Seven Things You Can Do RIGHT NOW To Generate New Ideas in your work
Reflect on what attracted you to your discipline in the first place. When you think back to a time when you weren't in graduate school or had just begun your degree course, what were the questions that you were seeking to have answered? How many of them remain unanswered...and which do you still feel passionate about addressing?
Go talk with your adviser or a faculty member whose research interests are in a similar area (or not!)...tell them what you're interested in and listen to what they have to say about that. Their comments may inspire a connection between otherwise disparate pieces of research that you'd like to investigate further.
Commit to skimming through the latest issue of three to five leading journals in your field. Focus on the articles that capture your attention and look at the discussion section for suggestions for further research.
Volunteer for as many on- or off-campus presentations and talks as possible - even if you don't believe your ideas are well formed. The process of putting together a presentation and speaking it out loud is a great way to clarify your thinking and promote new directions for you to explore.
Socialize! Attend Graduate Student Assembly gatherings, come to the Graduate School reception area (MAI 101) and hang out or do some reading on our comfortable couches, join a club. Look for opportunities to have informal chats with graduate students outside of your field, where you can talk briefly about your research interests, ask about theirs, and look for connections that might be mutually beneficial.
Register for courses offered by another department next semester. You can gain invaluable knowledge about ethics, consulting, writing, teaching, communication and many other topics, while meeting students from other disciplines. Listen to how they respond to your explanation of your research ... misunderstandings or even active dismissal or negation of your ideas is a great way to explore other ways of approaching your topic. Don’t take criticism to heart-take it to mind. At the very least, take it seriously.
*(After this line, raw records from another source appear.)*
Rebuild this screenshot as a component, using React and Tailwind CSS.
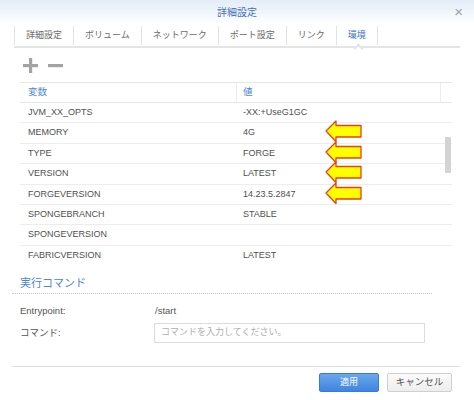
import React from 'react';

const tabs = ['詳細設定', 'ボリューム', 'ネットワーク', 'ポート設定', 'リンク', '環境'];

const rows = [
  { name: 'JVM_XX_OPTS', value: '-XX:+UseG1GC' },
  { name: 'MEMORY', value: '4G', arrow: true },
  { name: 'TYPE', value: 'FORGE', arrow: true },
  { name: 'VERSION', value: 'LATEST', arrow: true },
  { name: 'FORGEVERSION', value: '14.23.5.2847', arrow: true },
  { name: 'SPONGEBRANCH', value: 'STABLE' },
  { name: 'SPONGEVERSION', value: '' },
  { name: 'FABRICVERSION', value: 'LATEST' },
];

function Arrow() {
  // yellow callout arrow pasted over the screenshot
  return (
    <svg width="38" height="24" viewBox="0 0 38 24" className="absolute left-[305px] top-[-3px]">
      <polygon
        points="1,11 11,1 11,5.5 36,5.5 36,17 11,17 11,21.5"
        fill="#ffff00"
        stroke="#e8401c"
        strokeWidth="1.3"
        strokeLinejoin="round"
      />
    </svg>
  );
}

function App() {
  return (
    <div className="w-[474px] h-[400px] bg-white overflow-hidden font-['Liberation_Sans','Noto_Sans_CJK_JP',sans-serif] text-[#555]">
      {/* title bar */}
      <div className="relative h-[24px] bg-gradient-to-b from-[#e3ecf8] to-white flex items-center justify-center">
        <span className="text-[10px] text-[#3f6fbf] mt-[1px]">詳細設定</span>
        <span className="absolute right-[11px] top-[4px] text-[15px] leading-none text-[#9aa3ad] font-light">×</span>
      </div>

      {/* tabs */}
      <div className="relative mx-[14px] mt-[1px] h-[23px] border-b-2 border-[#e4e4e4] flex">
        <div className="w-px h-[19px] bg-[#e2e2e2] mt-[1px]" />
        {tabs.map((t, i) => (
          <div key={t} className="relative flex items-start">
            <div className={`px-[11px] pt-[4px] text-[9px] ${i === 5 ? 'text-[#3e74c8]' : 'text-[#6b6b6b]'}`}>{t}</div>
            <div className="w-px h-[19px] bg-[#e2e2e2] mt-[1px]" />
            {i === 5 && (
              <div className="absolute left-[18px] bottom-[-6px] w-[7px] h-[7px] bg-white border-l-2 border-t-2 border-[#e4e4e4] rotate-45" />
            )}
          </div>
        ))}
      </div>

      {/* toolbar */}
      <div className="flex items-center gap-[10px] pl-[23px] h-[34px]">
        <svg width="15" height="15" viewBox="0 0 15 15">
          <rect x="6" y="0" width="3.2" height="15" fill="#a3a3a3" />
          <rect x="0" y="6" width="15" height="3.2" fill="#a3a3a3" />
        </svg>
        <svg width="15" height="15" viewBox="0 0 15 15">
          <rect x="0" y="6" width="15" height="3.2" fill="#a3a3a3" />
        </svg>
      </div>

      {/* grid */}
      <div className="relative mx-[20px] w-[432px] h-[183px] overflow-hidden border-t border-[#e6e6e6]">
        <div className="flex h-[20px] border-b border-[#e6e6e6] text-[9.5px] text-[#4f87d6]">
          <div className="w-[217px] pl-[8px] flex items-center border-r border-[#ececec]">変数</div>
          <div className="w-[204px] pl-[6px] flex items-center border-r border-[#ececec]">値</div>
          <div className="flex-1" />
        </div>
        {rows.map((r) => (
          <div key={r.name} className="relative flex items-center h-[20.4px] border-b border-[#ededed] text-[9px] text-[#505050]">
            <div className="w-[217px] pl-[8px]">{r.name}</div>
            <div className="pl-[6px]">{r.value}</div>
            {r.arrow && <Arrow />}
          </div>
        ))}
        <div className="absolute right-[1px] top-[54px] w-[6px] h-[36px] bg-[#d4d4d4]" />
      </div>

      {/* run command */}
      <div className="mx-[12px] mt-[11px] w-[420px] h-[18px] border-b border-dotted border-[#c8c8c8] pl-[8px] text-[11px] text-[#4f87d6] leading-[14px]">
        実行コマンド
      </div>
      <div className="flex items-center h-[14px] mt-[10px] pl-[20px] text-[9.5px] text-[#555]">
        <div className="w-[135px]">Entrypoint:</div>
        <div>/start</div>
      </div>
      <div className="flex items-center mt-[5px] pl-[20px] text-[9.5px] text-[#555]">
        <div className="w-[134px]">コマンド:</div>
        <div className="w-[271px] h-[20px] border border-[#dcdcdc] flex items-center pl-[6px] text-[9px] text-[#aeaeae]">
          コマンドを入力してください。
        </div>
      </div>

      {/* footer */}
      <div className="mx-[12px] mt-[23px] w-[448px] border-t border-[#dedede]" />
      <div className="flex justify-end gap-[8px] pr-[22px] mt-[6px]">
        <div className="w-[60px] h-[19px] rounded-[2px] bg-gradient-to-b from-[#6aa7ec] to-[#3f84e0] border border-[#3a7bd6] flex items-center justify-center text-[9px] text-white">
          適用
        </div>
        <div className="w-[65px] h-[19px] rounded-[2px] bg-gradient-to-b from-[#fbfbfb] to-[#eeeeee] border border-[#cfcfcf] flex items-center justify-center text-[9.5px] text-[#555]">
          キャンセル
        </div>
      </div>
    </div>
  );
}

export default App;
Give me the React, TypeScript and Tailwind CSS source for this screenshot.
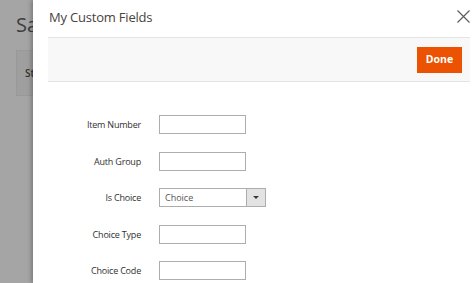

Take a break. Creativity isn't about forcing yourself to do something, it's about being receptive. Instead of chaining ourselves to the computer when we each want to write something that isn't freely emerging, we might take our respective dogs for a walk, go for a run, sort out the washing, clean the bathroom, cook - anything that allows us to take a break from all that "left-brained" thinking. In the same way that inspirational thoughts often come into people's heads just before they're about to go to sleep at night, or first thing in the morning, calming your brain activity by doing something "mindless" can help you access fresh perspectives and new ideas.